First, RobustMQ isn't a commercial project—at least not yet. No KPIs, no funding pressure, no hard delivery dates. That lets us explore more calmly: How should the next generation of message platforms be designed?

That exploration is a big part of RobustMQ. I've been thinking: Where are the pain points in message queues? What are the pros and cons of Kafka, Pulsar, RocketMQ? Can we find a better balance between simplicity and flexibility by combining technologies sensibly? Is compute-storage separation inevitable? When is ISR right vs Quorum?

This thinking has value on its own; it doesn't have to wait for implementation. And honestly, many ideas are vague until written down. Writing forces me to organize them, find logical gaps, think more clearly.

Writing Is Thinking

For me, writing isn't just sharing—it's a thinking tool.

When I wrote "Why choose ISR over Quorum," I had to analyze both thoroughly. I felt ISR was better, but why? What exactly is wrong with Quorum? While writing I realized: Quorum's main issue is the complexity of background repair, and that complexity is easy to underestimate at design time.

When I wrote about the value of Active/Sealed Segment separation, I had to spell it out: going from 100K Leaders to 1K—what do we actually save? How much does "Sealed Segments readable from any replica" help load balancing? In writing I saw: this design doesn't just cut management cost; it also simplifies tiered storage because Sealed Segments are immutable.
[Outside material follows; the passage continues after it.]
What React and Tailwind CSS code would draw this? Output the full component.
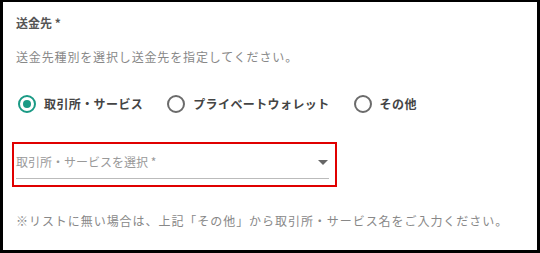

Much of that deeper thinking happened while writing. If I only think in my head, I easily stay superficial. Putting it on paper clarifies the logic and exposes the problems.
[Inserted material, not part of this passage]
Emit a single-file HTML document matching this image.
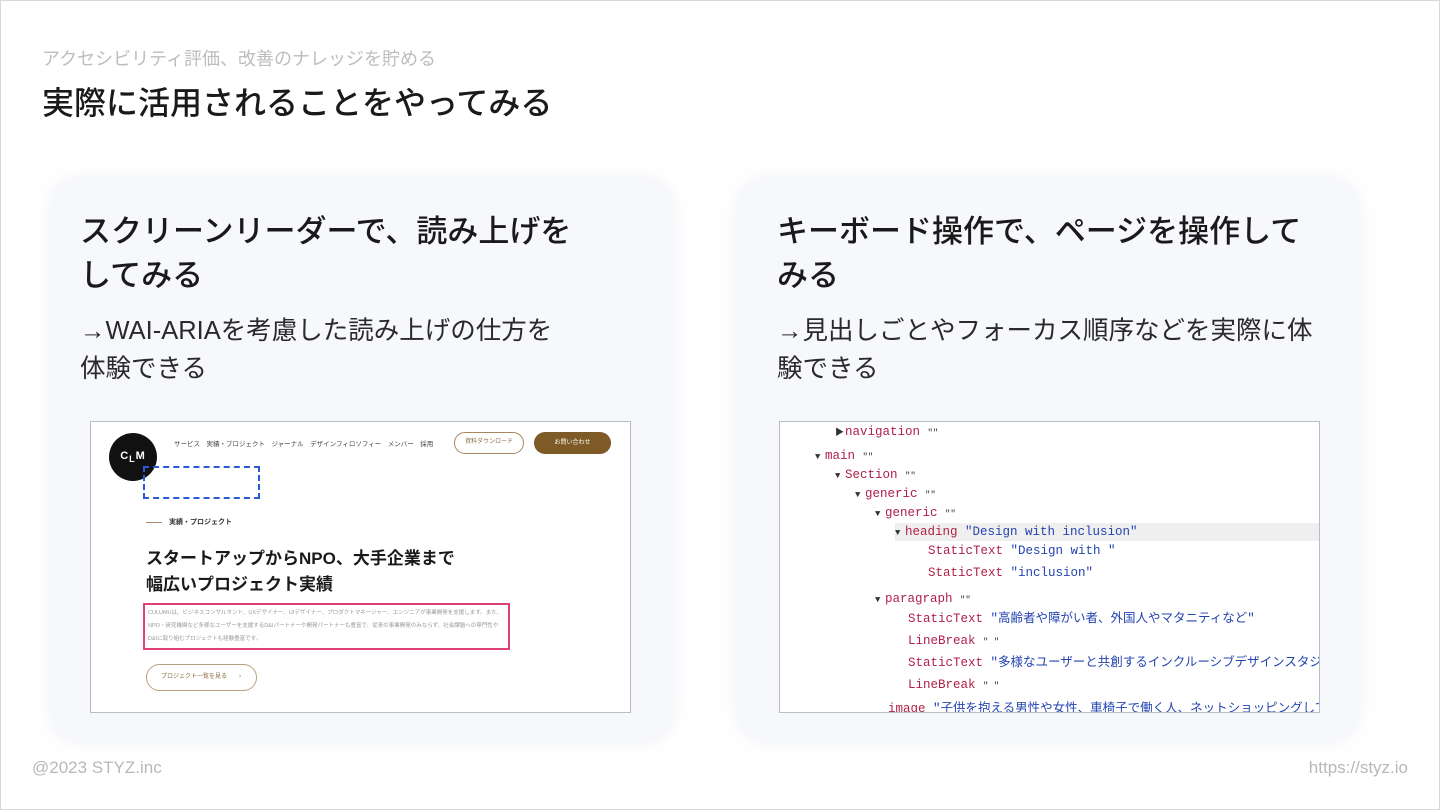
<!DOCTYPE html>
<html><head><meta charset="utf-8"><style>
*{margin:0;padding:0;box-sizing:border-box}
body{width:1440px;height:810px;background:#fff;position:relative;overflow:hidden;font-family:"Liberation Sans","Noto Sans CJK JP",sans-serif;color:#1a1a1a}
.frame{position:absolute;inset:0;border:1px solid #d8d8d8}
.a{position:absolute;white-space:nowrap}
.card{position:absolute;top:180px;width:620px;height:560px;background:#f7f8fc;border-radius:28px;box-shadow:0 0 18px rgba(200,205,225,.35)}
.h{font-size:31px;line-height:44px;font-weight:500;color:#1a1a1a}
.s{font-size:25.5px;line-height:38px;color:#2a2a2a}
.shot{position:absolute;top:421px;width:541px;height:292px;background:#fff;border:1px solid #b9bcc4;overflow:hidden}
.m{position:absolute;font-family:"Liberation Mono","Noto Sans CJK JP",monospace;font-size:12.5px;line-height:16px;white-space:nowrap;color:#b0204a}
.m b{font-weight:normal;color:#2444b0}
.m i{font-style:normal;color:#333;font-size:9px}
.m u{text-decoration:none;color:#333;font-size:9px;display:inline-block;width:10px}
</style></head><body>
<div class="frame"></div>
<div class="a" style="left:42px;top:45px;font-size:18px;color:#bdbdbd">アクセシビリティ評価、改善のナレッジを貯める</div>
<div class="a" style="left:42px;top:78px;font-size:32px;font-weight:500;color:#1a1a1a">実際に活用されることをやってみる</div>

<div class="card" style="left:52px"></div>
<div class="card" style="left:738px"></div>

<div class="a h" style="left:80px;top:210px">スクリーンリーダーで、読み上げを<br>してみる</div>
<div class="a s" style="left:80px;top:312px">→WAI-ARIAを考慮した読み上げの仕方を<br>体験できる</div>
<div class="a h" style="left:777px;top:210px">キーボード操作で、ページを操作して<br>みる</div>
<div class="a s" style="left:777px;top:312px">→見出しごとやフォーカス順序などを実際に体<br>験できる</div>

<div class="shot" style="left:90px">
 <div class="a" style="left:18px;top:11px;width:48px;height:48px;border-radius:50%;background:#111;color:#fff;font-size:11px;font-weight:bold;text-align:center;line-height:46px;letter-spacing:1px">C<sub style="font-size:9px">L</sub>M</div>
 <div class="a" style="left:83px;top:16px;font-size:6.5px;color:#444;word-spacing:8px">サービス　実績・プロジェクト　ジャーナル　デザインフィロソフィー　メンバー　採用</div>
 <div class="a" style="left:363px;top:10px;width:70px;height:22px;border:1.5px solid #a88660;border-radius:11px;font-size:6px;color:#8a6a40;text-align:center;line-height:19px">資料ダウンロード</div>
 <div class="a" style="left:443px;top:10px;width:77px;height:22px;background:#7d5a26;border-radius:11px;font-size:6px;color:#fff;text-align:center;line-height:22px">お問い合わせ</div>
 <div class="a" style="left:52px;top:44px;width:117px;height:33px;border:2px dashed #2a5ad8"></div>
 <div class="a" style="left:55px;top:100px;width:16px;height:1px;background:#b08a70"></div>
 <div class="a" style="left:78px;top:95px;font-size:7px;font-weight:bold;color:#333">実績・プロジェクト</div>
 <div class="a" style="left:55px;top:124px;font-size:17px;font-weight:bold;line-height:26px;color:#1a1a1a">スタートアップからNPO、大手企業まで<br>幅広いプロジェクト実績</div>
 <div class="a" style="left:52px;top:181px;width:367px;height:47px;border:2px solid #e0407a;font-size:5.5px;line-height:13px;color:#999;padding:2px 3px;white-space:normal">CULUMUは、ビジネスコンサルタント、UXデザイナー、UIデザイナー、プロダクトマネージャー、エンジニアが事業開発を支援します。また、NPO・研究機関など多様なユーザーを支援するD&amp;Iパートナーや開発パートナーも豊富で、従来の事業開発のみならず、社会課題への専門性やD&amp;Iに取り組むプロジェクトも経験豊富です。</div>
 <div class="a" style="left:55px;top:242px;width:111px;height:27px;border:1.5px solid #b8a080;border-radius:14px;font-size:6px;color:#8a6a40;line-height:24px;padding-left:14px">プロジェクト一覧を見る　　›</div>
</div>

<div class="shot" style="left:779px">
 <div class="m" style="left:55px;top:2px"><u>▶</u>navigation <i>""</i></div>
 <div class="m" style="left:35px;top:26px"><u>▼</u>main <i>""</i></div>
 <div class="m" style="left:55px;top:45px"><u>▼</u>Section <i>""</i></div>
 <div class="m" style="left:75px;top:64px"><u>▼</u>generic <i>""</i></div>
 <div class="m" style="left:95px;top:83px"><u>▼</u>generic <i>""</i></div>
 <div class="a" style="left:115px;top:101px;width:430px;height:18px;background:#efefef"></div>
 <div class="m" style="left:115px;top:102px"><u>▼</u>heading <b>"Design with inclusion"</b></div>
 <div class="m" style="left:148px;top:121px">StaticText <b>"Design with "</b></div>
 <div class="m" style="left:148px;top:143px">StaticText <b>"inclusion"</b></div>
 <div class="m" style="left:95px;top:169px"><u>▼</u>paragraph <i>""</i></div>
 <div class="m" style="left:128px;top:189px">StaticText <b>"高齢者や障がい者、外国人やマタニティなど"</b></div>
 <div class="m" style="left:128px;top:211px">LineBreak <i>" "</i></div>
 <div class="m" style="left:128px;top:233px">StaticText <b>"多様なユーザーと共創するインクルーシブデザインスタジオ</b></div>
 <div class="m" style="left:128px;top:255px">LineBreak <i>" "</i></div>
 <div class="m" style="left:108px;top:279px">image <b>"子供を抱える男性や女性、車椅子で働く人、ネットショッピングしている高</b></div>
</div>

<div class="a" style="left:32px;top:758px;font-size:17px;color:#b8b8b8">@2023 STYZ.inc</div>
<div class="a" style="right:32px;top:758px;font-size:17px;color:#b8b8b8">https://styz.io</div>
</body></html>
Why Show the Thinking Process

I hope these articles show RobustMQ's thinking process, not just the final conclusions.

These articles aren't the final form; the architecture may keep changing. I initially leaned toward Quorum, then understood the repair complexity and switched to ISR. At first there was no Active/Sealed concept; later we saw Leader count was an issue and added it. These changes come from thinking.

I think showing that process has value. Let people see how a message queue goes from idea to design—what problems came up, how we traded off and chose. That's more honest than only showing the polished result, and it might help others doing similar exploration.

These articles are also an invitation to discuss. My thinking might be off; the design might have flaws. Sharing it lets people point out "you didn't consider this" or "you missed that scenario"—valuable feedback. Working in isolation easily creates blind spots; exposing ideas and accepting criticism can improve the design.

The Rhythm of Writing and Building

RobustMQ's development rhythm: code, think, write, iterate—all in parallel.

One week we implement the I/O Pool and find batch processing works better than expected—write an article. Next week we design indexes and wrestle with sync vs async—write out both options, and in writing decide on sync. The week after we compare ISR and Quorum; while writing we see Quorum's pitfalls and choose ISR.

Code and articles run in parallel and reinforce each other. Problems in implementation push us to rethink design. Organizing ideas in writing guides implementation. That cycle keeps the project evolving.

Not Braggadocio, But Record

These articles aren't saying "look how great our design is." They're more like "here's where we're at right now."

Months from now we might look back and find some ideas naive or some design flawed. That's exploration—not every step is correct; what matters is moving forward through trial and error. Recording the process gives us a trail: what we tried, what we learned, what mistakes we made.

For an open-source project, transparency matters. Let people know what we're thinking, what we're doing, why we chose as we did. Even if the project doesn't succeed, this record might still help future explorers.

The Point of Exploration

RobustMQ is an exploration—of how the next generation of message platforms should be designed.

That exploration may succeed or fail. We may find some designs don't work and have to restart. Implementation may be harder than expected and force compromises. The market may not want such a system at all—the whole thing might be wishful thinking.

But exploration has value. Even if we never build a successful product, we'll have thought these problems through, validated these ideas, and learned along the way. And the record of that thinking might help others on similar paths.

An Invitation

I write these articles to invite others to explore with us.

If you're also thinking about message queue design, if you care about compute-storage separation, consistency protocols, tiered storage—if you have different ideas or see flaws in our design—let's talk. These articles aren't conclusions; they're a starting point. We want to explore this process together.

Foundation software may not be sexy or have AI's imagination. But it matters. It has technical depth. It deserves to be taken seriously. I'm doing this not because it's sexy, but because I think it matters.